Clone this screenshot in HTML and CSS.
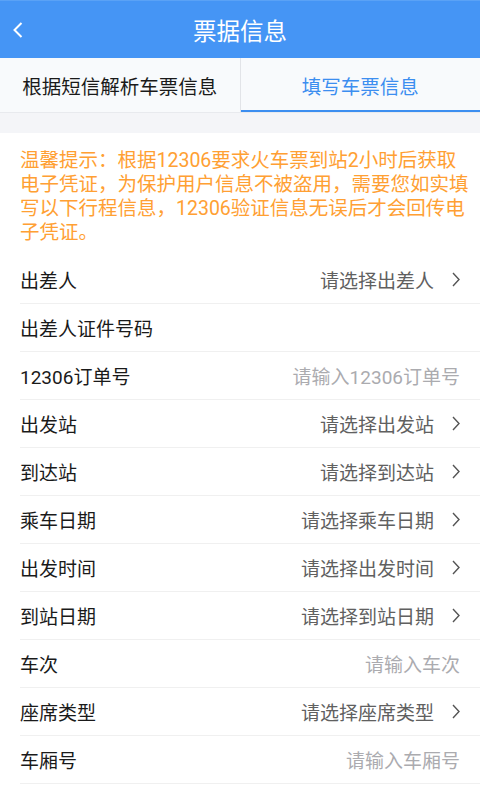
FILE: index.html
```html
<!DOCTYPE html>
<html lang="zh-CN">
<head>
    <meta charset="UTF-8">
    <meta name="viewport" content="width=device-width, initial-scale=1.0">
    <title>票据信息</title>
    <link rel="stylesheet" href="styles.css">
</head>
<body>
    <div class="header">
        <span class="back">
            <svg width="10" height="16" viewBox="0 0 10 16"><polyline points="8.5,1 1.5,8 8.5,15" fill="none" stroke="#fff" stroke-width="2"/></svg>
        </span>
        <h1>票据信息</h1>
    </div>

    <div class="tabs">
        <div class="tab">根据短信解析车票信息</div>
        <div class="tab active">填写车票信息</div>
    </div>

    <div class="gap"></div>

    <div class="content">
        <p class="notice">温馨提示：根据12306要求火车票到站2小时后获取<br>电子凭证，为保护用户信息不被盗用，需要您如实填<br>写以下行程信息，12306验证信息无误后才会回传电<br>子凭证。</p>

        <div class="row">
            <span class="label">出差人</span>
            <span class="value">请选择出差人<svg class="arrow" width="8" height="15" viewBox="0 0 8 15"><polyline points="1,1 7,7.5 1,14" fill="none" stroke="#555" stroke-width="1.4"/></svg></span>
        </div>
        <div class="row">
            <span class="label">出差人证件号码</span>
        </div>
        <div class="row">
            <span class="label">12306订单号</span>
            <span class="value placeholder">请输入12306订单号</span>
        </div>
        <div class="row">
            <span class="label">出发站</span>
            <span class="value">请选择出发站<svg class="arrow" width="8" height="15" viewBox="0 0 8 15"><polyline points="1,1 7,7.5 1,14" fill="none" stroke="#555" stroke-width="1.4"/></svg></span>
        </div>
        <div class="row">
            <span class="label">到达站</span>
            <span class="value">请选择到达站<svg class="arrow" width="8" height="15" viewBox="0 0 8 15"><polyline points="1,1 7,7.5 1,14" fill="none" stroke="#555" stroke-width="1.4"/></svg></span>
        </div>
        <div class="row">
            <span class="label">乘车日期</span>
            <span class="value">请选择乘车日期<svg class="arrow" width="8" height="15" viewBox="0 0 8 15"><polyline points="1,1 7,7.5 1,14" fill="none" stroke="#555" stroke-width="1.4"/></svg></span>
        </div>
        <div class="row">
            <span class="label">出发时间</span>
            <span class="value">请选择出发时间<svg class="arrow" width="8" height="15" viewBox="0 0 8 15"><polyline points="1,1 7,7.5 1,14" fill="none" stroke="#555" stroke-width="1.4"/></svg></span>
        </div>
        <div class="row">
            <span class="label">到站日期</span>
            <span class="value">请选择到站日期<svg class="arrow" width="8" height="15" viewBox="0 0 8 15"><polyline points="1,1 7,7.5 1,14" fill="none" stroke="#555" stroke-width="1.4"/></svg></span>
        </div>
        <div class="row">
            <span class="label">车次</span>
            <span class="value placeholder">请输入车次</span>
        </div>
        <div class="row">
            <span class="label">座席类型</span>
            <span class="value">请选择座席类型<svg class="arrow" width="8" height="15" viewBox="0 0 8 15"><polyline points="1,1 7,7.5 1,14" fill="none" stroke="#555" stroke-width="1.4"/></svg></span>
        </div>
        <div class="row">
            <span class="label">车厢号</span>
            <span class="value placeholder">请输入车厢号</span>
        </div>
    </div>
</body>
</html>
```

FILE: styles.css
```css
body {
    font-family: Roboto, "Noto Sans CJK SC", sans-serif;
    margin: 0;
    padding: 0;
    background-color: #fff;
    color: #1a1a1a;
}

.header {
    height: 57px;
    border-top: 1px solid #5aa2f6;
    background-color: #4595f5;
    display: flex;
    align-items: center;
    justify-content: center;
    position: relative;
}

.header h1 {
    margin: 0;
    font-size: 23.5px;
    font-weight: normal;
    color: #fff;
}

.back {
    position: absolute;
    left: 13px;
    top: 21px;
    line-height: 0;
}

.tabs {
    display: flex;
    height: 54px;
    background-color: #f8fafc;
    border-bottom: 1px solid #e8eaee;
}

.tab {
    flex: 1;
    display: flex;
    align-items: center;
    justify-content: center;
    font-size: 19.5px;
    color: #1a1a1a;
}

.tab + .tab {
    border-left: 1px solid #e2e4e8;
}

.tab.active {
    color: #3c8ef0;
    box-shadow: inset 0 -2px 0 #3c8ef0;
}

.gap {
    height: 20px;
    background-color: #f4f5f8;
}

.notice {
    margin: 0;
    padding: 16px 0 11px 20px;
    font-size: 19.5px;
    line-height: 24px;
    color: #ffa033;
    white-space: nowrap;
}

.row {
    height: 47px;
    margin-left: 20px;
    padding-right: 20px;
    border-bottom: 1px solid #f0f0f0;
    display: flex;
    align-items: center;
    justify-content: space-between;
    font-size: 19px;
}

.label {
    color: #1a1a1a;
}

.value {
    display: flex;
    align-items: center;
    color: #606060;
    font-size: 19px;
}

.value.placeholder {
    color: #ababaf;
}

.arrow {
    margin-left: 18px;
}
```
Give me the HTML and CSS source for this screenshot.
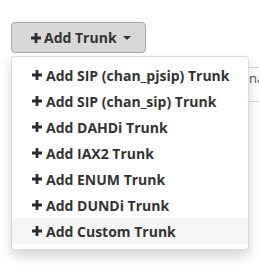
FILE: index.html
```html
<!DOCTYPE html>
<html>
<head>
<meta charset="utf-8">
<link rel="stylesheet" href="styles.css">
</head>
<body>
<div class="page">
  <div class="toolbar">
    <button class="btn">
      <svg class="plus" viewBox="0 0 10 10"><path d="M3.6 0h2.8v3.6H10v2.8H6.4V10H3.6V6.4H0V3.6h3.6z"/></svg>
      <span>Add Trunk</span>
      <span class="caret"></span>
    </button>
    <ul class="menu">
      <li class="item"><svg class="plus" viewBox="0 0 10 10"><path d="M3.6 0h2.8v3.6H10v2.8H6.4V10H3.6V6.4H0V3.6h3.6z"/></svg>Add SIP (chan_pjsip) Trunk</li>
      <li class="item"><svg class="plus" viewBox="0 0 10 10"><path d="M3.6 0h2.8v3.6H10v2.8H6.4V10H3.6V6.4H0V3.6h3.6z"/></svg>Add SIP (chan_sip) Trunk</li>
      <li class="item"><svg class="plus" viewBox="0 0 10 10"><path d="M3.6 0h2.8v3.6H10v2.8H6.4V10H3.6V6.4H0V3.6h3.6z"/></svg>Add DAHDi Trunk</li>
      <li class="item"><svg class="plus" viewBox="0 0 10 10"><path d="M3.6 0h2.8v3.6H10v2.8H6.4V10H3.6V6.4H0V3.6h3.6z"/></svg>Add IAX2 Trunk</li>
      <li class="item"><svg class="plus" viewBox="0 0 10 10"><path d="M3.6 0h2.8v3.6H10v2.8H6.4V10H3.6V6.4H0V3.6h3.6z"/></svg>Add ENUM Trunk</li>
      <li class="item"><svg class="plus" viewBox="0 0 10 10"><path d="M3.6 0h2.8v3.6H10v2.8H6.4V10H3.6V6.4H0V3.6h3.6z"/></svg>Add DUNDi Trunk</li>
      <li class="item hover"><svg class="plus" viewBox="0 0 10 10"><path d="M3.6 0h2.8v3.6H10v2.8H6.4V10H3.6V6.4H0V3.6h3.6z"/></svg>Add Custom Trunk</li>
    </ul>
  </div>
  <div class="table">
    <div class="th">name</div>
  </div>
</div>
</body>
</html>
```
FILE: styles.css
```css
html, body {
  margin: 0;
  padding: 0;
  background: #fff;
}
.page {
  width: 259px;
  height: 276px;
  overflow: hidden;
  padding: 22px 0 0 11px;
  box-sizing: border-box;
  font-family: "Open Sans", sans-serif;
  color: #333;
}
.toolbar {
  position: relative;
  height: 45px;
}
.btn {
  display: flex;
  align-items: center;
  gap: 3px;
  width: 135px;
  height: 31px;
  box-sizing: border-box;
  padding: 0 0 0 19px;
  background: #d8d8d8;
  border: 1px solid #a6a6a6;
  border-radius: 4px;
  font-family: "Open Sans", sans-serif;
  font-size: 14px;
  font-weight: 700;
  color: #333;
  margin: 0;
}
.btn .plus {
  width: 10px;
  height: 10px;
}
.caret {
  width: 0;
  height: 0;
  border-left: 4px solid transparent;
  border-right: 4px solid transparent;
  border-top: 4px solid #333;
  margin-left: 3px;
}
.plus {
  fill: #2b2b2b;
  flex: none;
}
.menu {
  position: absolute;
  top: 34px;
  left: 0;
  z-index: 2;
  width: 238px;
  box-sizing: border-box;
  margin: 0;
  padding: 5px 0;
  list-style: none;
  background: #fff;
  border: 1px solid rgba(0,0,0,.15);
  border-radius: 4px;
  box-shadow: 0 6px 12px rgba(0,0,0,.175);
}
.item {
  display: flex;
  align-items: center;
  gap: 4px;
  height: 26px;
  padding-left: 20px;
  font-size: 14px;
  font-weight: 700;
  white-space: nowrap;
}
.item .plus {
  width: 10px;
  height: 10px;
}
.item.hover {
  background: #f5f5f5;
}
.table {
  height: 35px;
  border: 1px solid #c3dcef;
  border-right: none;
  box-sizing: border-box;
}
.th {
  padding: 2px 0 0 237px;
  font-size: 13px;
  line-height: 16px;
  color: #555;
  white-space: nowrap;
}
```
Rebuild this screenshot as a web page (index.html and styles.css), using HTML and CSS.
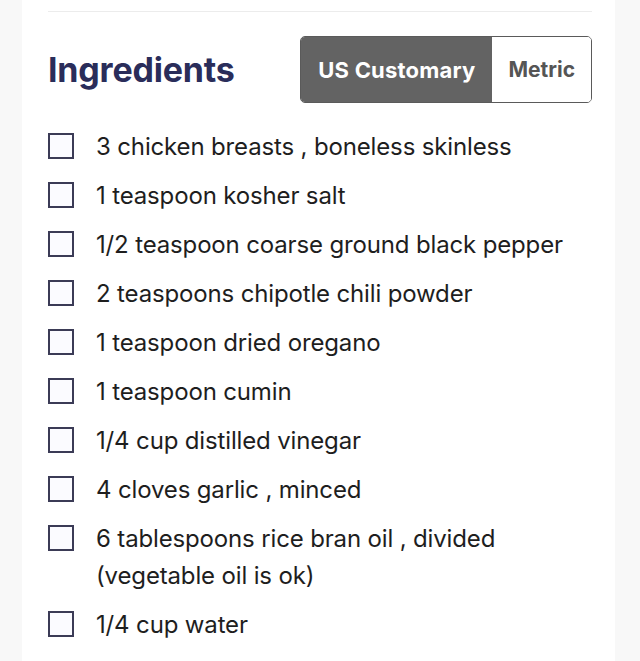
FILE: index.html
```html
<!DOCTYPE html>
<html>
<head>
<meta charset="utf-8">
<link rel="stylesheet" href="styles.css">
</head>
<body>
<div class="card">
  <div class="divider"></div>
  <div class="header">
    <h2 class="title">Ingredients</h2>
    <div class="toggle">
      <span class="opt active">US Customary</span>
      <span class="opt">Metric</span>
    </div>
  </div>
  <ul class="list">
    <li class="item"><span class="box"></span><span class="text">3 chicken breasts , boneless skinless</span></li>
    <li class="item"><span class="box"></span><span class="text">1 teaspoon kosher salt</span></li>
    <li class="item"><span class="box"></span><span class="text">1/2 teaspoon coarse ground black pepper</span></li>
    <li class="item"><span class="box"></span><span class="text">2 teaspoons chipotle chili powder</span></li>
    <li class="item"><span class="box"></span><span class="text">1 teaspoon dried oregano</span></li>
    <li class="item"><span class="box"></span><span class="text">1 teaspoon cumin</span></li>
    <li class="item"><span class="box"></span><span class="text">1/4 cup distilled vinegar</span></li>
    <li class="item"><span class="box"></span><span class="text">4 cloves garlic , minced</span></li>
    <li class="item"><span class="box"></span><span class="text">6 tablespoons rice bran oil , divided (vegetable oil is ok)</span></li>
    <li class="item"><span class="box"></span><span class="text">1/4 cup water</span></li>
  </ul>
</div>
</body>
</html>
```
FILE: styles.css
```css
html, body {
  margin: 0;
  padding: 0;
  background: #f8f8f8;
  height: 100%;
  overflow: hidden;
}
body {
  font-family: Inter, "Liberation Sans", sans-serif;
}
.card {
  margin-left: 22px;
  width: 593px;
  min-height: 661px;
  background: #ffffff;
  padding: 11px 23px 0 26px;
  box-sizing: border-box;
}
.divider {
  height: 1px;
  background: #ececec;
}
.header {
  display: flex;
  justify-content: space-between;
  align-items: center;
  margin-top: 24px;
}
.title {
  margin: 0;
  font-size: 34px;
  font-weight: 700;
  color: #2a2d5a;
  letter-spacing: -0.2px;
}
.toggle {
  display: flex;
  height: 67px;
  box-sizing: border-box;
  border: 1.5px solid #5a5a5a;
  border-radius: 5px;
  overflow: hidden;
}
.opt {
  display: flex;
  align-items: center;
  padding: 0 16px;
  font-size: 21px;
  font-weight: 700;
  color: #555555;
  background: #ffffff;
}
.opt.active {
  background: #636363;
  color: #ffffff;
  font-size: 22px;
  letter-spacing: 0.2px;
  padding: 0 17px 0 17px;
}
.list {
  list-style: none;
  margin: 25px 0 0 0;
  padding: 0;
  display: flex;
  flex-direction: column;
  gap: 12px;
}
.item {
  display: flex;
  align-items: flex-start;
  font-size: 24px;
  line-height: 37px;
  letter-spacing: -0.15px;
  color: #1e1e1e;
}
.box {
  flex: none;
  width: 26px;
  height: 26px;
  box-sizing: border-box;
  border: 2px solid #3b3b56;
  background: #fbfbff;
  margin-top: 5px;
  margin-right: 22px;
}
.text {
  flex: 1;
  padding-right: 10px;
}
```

* _Job_
Where a line holds "this", copy it out.

* _Answer to the task_
Clone this screenshot in HTML and CSS.
Give me the HTML and CSS source for this screenshot.
Rebuild this screenshot as a web page (index.html and styles.css), using HTML and CSS.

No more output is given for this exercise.